A new customer comes in and we deploy a new VMware vSphere private cloud platform for them (first using this type of hardware). Nothing special or too fancy, but fist ones 10G production networking.
After a few weeks, integration team complains that a random VM stopped being able to communicate with another VM, but only one other specific VM. Moving the "broken" VM to a different ESXi fixed things, so we suspected a bad cable/connection/port/switch. Various tests turned up nothing, so we just waited for something to happen again.
A few days later, same thing. Some more debugging, packet capture, nothing. Rebooting the ESXi fixed the issue, so it was not the cables/switch, probably. Support ticket was opened at VMware for them to throw all sorts of useless "advice" (update drivers, firwmare, OS, etc etc).
This kept happening more and more, at some point there were multiple daily occurrences of this - again, just specific VMs to other specific VMs, but could always SSH, and communicate with other things, for which we had to reboot the hypervisor to fix it. VMware are completely and utterly useless, even with all the logs, timelines, etc.
A few weeks in, customer is getting pissed. We say that we've tried all sorts of debugging of everything (packet capture on the ESX, switch stuff, in the guest OSes, etc etc), and there's no rhyme nor reason - all sorts of VMs, of different virtual hardware versions, on different guest OSes, different virtual NIC types, different ESXes, and we're trying stuff with the vendor, it probably being a software bug.
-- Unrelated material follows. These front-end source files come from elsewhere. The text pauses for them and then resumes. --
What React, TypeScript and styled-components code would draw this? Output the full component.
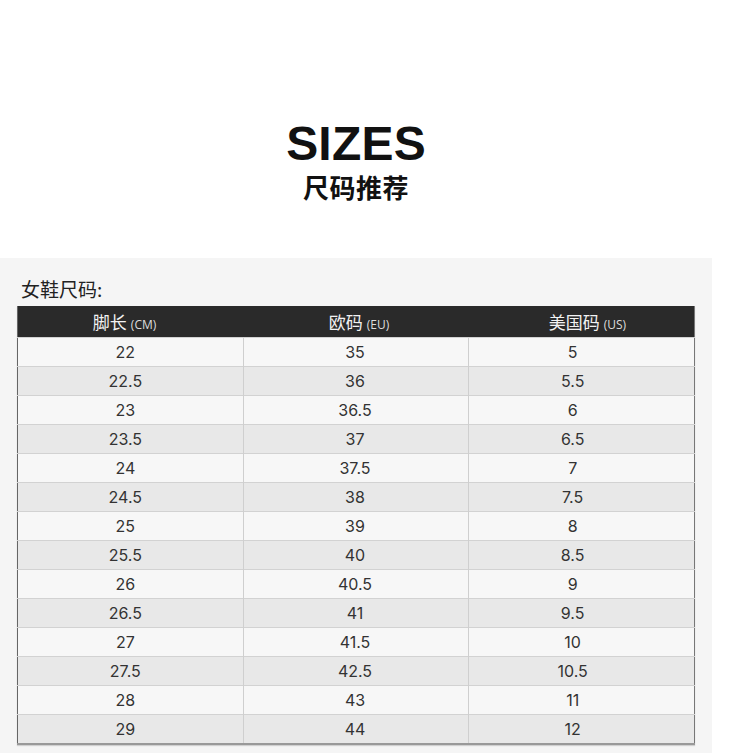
import React from "react";
import styled, { createGlobalStyle } from "styled-components";

const GlobalStyle = createGlobalStyle`
  html, body { margin: 0; padding: 0; background: #ffffff; }
  body { font-family: "Noto Sans CJK SC", "Noto Sans", sans-serif; }
`;

const Page = styled.div`
  width: 712px;
  display: flex;
  flex-direction: column;
`;

const Hero = styled.header`
  height: 258px;
  display: flex;
  flex-direction: column;
  align-items: center;
  box-sizing: border-box;
  padding-top: 119px;
`;

const Title = styled.h1`
  margin: 0;
  font-family: "Liberation Sans", Arial, sans-serif;
  font-weight: 700;
  font-size: 48px;
  line-height: 50px;
  letter-spacing: 0.2px;
  color: #111;
`;

const Subtitle = styled.h2`
  margin: 2px 0 0;
  font-family: "Noto Sans CJK SC", sans-serif;
  font-weight: 700;
  font-size: 26px;
  line-height: 32px;
  letter-spacing: 0.5px;
  color: #111;
`;

const Panel = styled.section`
  background: #f5f5f5;
  padding: 18px 17px 12px 17px;
  display: flex;
  flex-direction: column;
`;

const Caption = styled.div`
  font-family: "Noto Sans CJK SC", sans-serif;
  font-size: 19px;
  line-height: 26px;
  color: #222;
  padding-left: 4px;
  margin-bottom: 4px;
`;

const Table = styled.table`
  width: 678px;
  border-collapse: collapse;
  table-layout: fixed;
  border-left: 1px solid #666;
  border-right: 1px solid #777;
  border-bottom: 2px solid #999;
  box-shadow: 0 1px 1px rgba(0, 0, 0, 0.15);
`;

const shift = (o: number) =>
  o >= 0 ? `0 0 0 ${o * 2}px` : `0 ${-o * 2}px 0 0`;

const HeadCell = styled.th<{ $offset: number }>`
  background: #2a2a2a;
  color: #f2f2f2;
  height: 31px;
  padding: ${(p) => shift(p.$offset)};
  font-family: "Noto Sans CJK SC", sans-serif;
  font-weight: 400;
  font-size: 17px;
  line-height: 1;
  text-align: center;
  vertical-align: middle;
`;

const Unit = styled.span`
  font-family: "Open Sans", "Noto Sans", sans-serif;
  font-size: 12px;
  line-height: 1;
  margin-left: 4px;
  color: #ddd;
`;

const Row = styled.tr<{ $alt: boolean }>`
  background: ${(p) => (p.$alt ? "#e8e8e8" : "#f7f7f7")};
`;

const Cell = styled.td<{ $offset: number }>`
  height: 28px;
  padding: ${(p) => shift(p.$offset)};
  text-align: center;
  vertical-align: middle;
  font-family: "Inter", "Noto Sans", sans-serif;
  font-size: 16px;
  line-height: 1;
  color: #333;
  border-top: 1px solid #d2d2d2;
  & + & {
    border-left: 1px solid #cfcfcf;
  }
`;

const headOffsets = [-6, 3, 6];
const cellOffsets = [-5, -1, -9];

const heads: [string, string][] = [
  ["脚长", "(CM)"],
  ["欧码", "(EU)"],
  ["美国码", "(US)"],
];

const rows: [string, string, string][] = [
  ["22", "35", "5"],
  ["22.5", "36", "5.5"],
  ["23", "36.5", "6"],
  ["23.5", "37", "6.5"],
  ["24", "37.5", "7"],
  ["24.5", "38", "7.5"],
  ["25", "39", "8"],
  ["25.5", "40", "8.5"],
  ["26", "40.5", "9"],
  ["26.5", "41", "9.5"],
  ["27", "41.5", "10"],
  ["27.5", "42.5", "10.5"],
  ["28", "43", "11"],
  ["29", "44", "12"],
];

export default function App() {
  return (
    <Page>
      <GlobalStyle />
      <Hero>
        <Title>SIZES</Title>
        <Subtitle>尺码推荐</Subtitle>
      </Hero>
      <Panel>
        <Caption>女鞋尺码:</Caption>
        <Table>
          <thead>
            <tr>
              {heads.map(([label, unit], j) => (
                <HeadCell key={j} $offset={headOffsets[j]}>
                  {label}
                  <Unit>{unit}</Unit>
                </HeadCell>
              ))}
            </tr>
          </thead>
          <tbody>
            {rows.map((r, i) => (
              <Row key={i} $alt={i % 2 === 1}>
                {r.map((v, j) => (
                  <Cell key={j} $offset={cellOffsets[j]}>
                    {v}
                  </Cell>
                ))}
              </Row>
            ))}
          </tbody>
        </Table>
      </Panel>
    </Page>
  );
}
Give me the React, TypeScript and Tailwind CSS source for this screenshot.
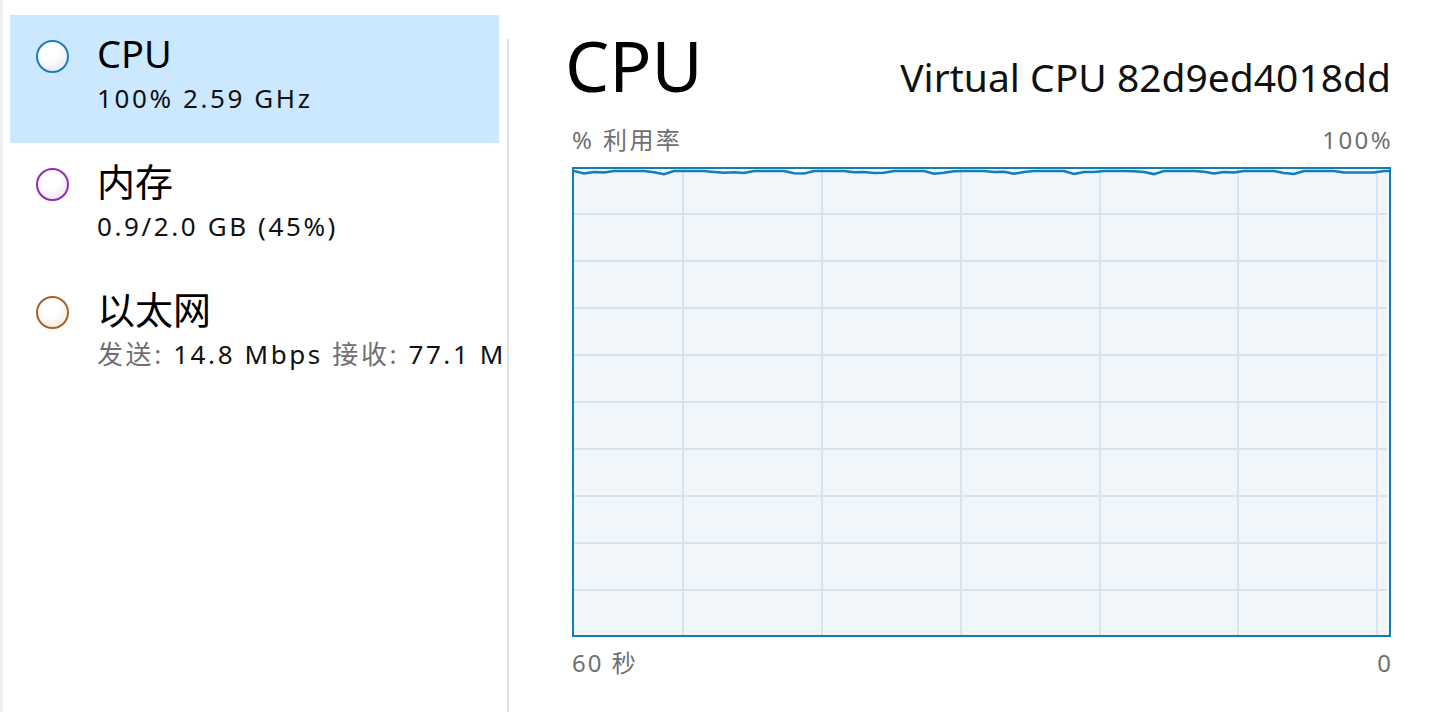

One morning I decided to just go and read all of the logs on one of the ESX, trying to see if I can spot something weird (early on we tried greping for errors, warns yielded just VMware vomit and nothing of use). There's too much of them, and I don't see anything. In desperation, I Googled various combinations of "vmware" "nic type" "network issues", and boom, I stumble upon Intel forums with months of people complaining that the Intel X710 NIC's drivers are broken, throw a "Malicious Driver Detected" message (not error) in the logs, and just shut down traffic on that specific port. And what do you know, that's the NICs we're using, and we have those messages. The piece of shit of a driver had been known to not work for months (there was either that, or it crashing the whole machine), but was proudly sitting on VMware's compatibility list. When I told VMware's support about it, they said they were aware internally, but refused to remove it from the compatibility list. But if we upgraded to the beta release of the next major vSphere, there's a newer driver that supposedly fixes everything. We did that and everything was then finally fixed, but there were machines with similar issues where the driver wasn't updated for years after that.
This is the event that taught me that enterprise vendors don't know that much even about their own software, VMware's support is useless, hardware compatibility lists are also useless. So you actually need to know what you're doing and can't rely on support saving you.